Robert N. C. Nix, Jr., for appellant.

Thomas M. Reed, Assistant District Attorney, with him F. Emmett Fitzpatrick, Jr., First Assistant District Attorney, and James C. Crumlish, Jr., District Attorney, for Commonwealth, appellee.

Before Bell, C.j., Jones, Cohen, Eagen, O'brien and Roberts, JJ.

Author: Eagen

[ 414 Pa. Page 472]


On February 24, 1959, the defendant, Nathaniel Duff, entered pleas of guilty in the Court of Quarter Sessions of Philadelphia County, before the Honorable EARL CHUDOFF, a judge of that court, to six separate bills of indictment charging criminal abortion, and two bills charging conspiracy to commit an abortion. He was placed on probation for a period of twenty-three months on one of the bills charging abortion, and sentence was suspended on all others.

On January 24, 1961, the probationary period imposed expired, and the probation department terminated supervision.

In June 1961, the defendant was indicted in the same court for abortion allegedly committed on August 30, 1960.

On January 4, 1963, after trial before the Honorable DAVID L. ULLMAN, sitting without a jury, the defendant was convicted on the indictment charging abortion in 1960, and was placed on probation for a period of three years.

On January 18, 1963, Judge CHUDOFF, after hearing, "vacated" the suspended sentences imposed on February 24, 1959, on five bills of indictment charging abortion, and imposed a prison sentence in each case of eighteen months to three years, the sentences to run concurrently.

The defendant appealed to the Superior Court from the judgments of sentence. That distinguished court in a four to three decision affirmed, but learned opinions filed by three individual members thereof manifest sharp conflict as to the import of the action of a court in suspending sentence.

[ 414 Pa. Page 473]

It is common knowledge that the courts of quarter sessions and oyer and terminer of this Commonwealth have for decades followed the practice of "suspending sentence" upon defendants convicted of crime, without providing probation for a fixed period of time. While legal minds have differed as to the finality of such action, this Court, on at least two occasions, in the form of dicta has recognized the inherent power of the trial court to suspend sentence indefinitely and to later impose sentence: Com. ex rel. Wilhelm v. Morgan, 278 Pa. 395, 123 A. 337 (1924), and Com. ex rel. McGinnis v. Ashe, 330 Pa. 289, 199 A. 185 (1938). Notwithstanding, it appears clear to us, that by the passage of the Acts of June 19, 1911, P.L. 1055, § 1, 19 P.S. § 1051, and August 6, 1941, P.L. 861, 61 P.S. § 331.25, the legislature manifested a mandate to the courts, that where no sentence is imposed, the defendant should be placed on probation for a fixed period of time, not to exceed the maximum period of imprisonment allowed by law for the particular offense.

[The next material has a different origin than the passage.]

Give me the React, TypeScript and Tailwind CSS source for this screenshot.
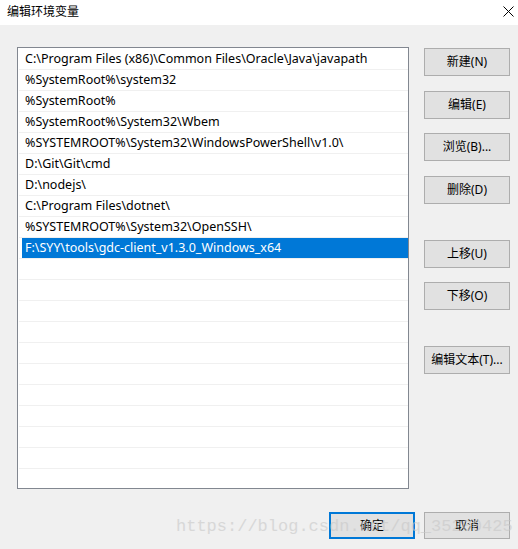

It is our considered conclusion that the above mandate can and should not be ignored and that in every case, where a court fails to impose sentence, the provisions of the governing act of 1941, supra,*fn1 should be followed. The practice of indefinitely suspending sentence

[ 414 Pa. Page 474]

    should be discontinued, and as of the effective date of the legislation, above mentioned, has no sound basis in law.

Theories of implied probation and indefinite suspension of sentence are not only contrary to the clearly expressed intent of the legislature, but are also violative of true principles of probation and, as in this case, promote confusion where none should exist.

This ruling is not intended to curtail the power of the court to temporarily defer sentence for a reasonable period of time for pre-sentence investigation or other proper cause, or even to defer the execution of an imposed sentence.


Judgments reversed and the defendant is discharged.